A:Investigative journalism deals with issues that can land those that have power and wealth in prison or lose their status if the whole system is not corrupted like is our Malawi case at the moment. But where the systems are still functional and presided over by the representatives of the people who have high standing integrity, exposure of wrongdoing and calling the powers to account, means that the system will detect culprits and summarily deal with them. But where the system is all rotten, it becomes dangerous when all that are involved are trying to protect themselves.

The politicians will usually use the State apparatus like the police to victimise those doing Investigative Journalism and those with wealth will use their money to bribe or to even take lives of journalists as has happened in several countries across the world.

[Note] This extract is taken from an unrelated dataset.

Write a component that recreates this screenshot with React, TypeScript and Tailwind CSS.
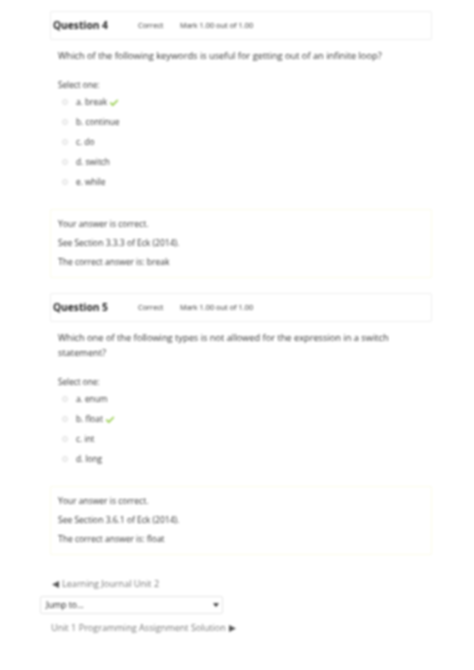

In the representative democracy, where the public is knowledgeable that the public office holders are in these positions on their behalf, they protect the work of investigative journalism by ensuring that rights of media practitioners are guarded. Journalists can only be safe if we continue to exercise vigilance and proactiveness whenever practitioners come under threat from the authorities. What is clear though, is that, the moment media practitioners will blink if for a second, the authorities will crack its whip in the manner it desires which in other ways will threaten the safety of journalists and journalism, because given the opportunity, this government would be arresting journalists arbitrarily.

Q: Why should journalists and the nation be worried?

A:Journalists and the people have to be worried because the leadership could be wolves in sheep, skin. We have to be worried because now the people who hired public servants are out on a war against the very people they put in these positions. If this scenario is not worrisome, then tell me what is.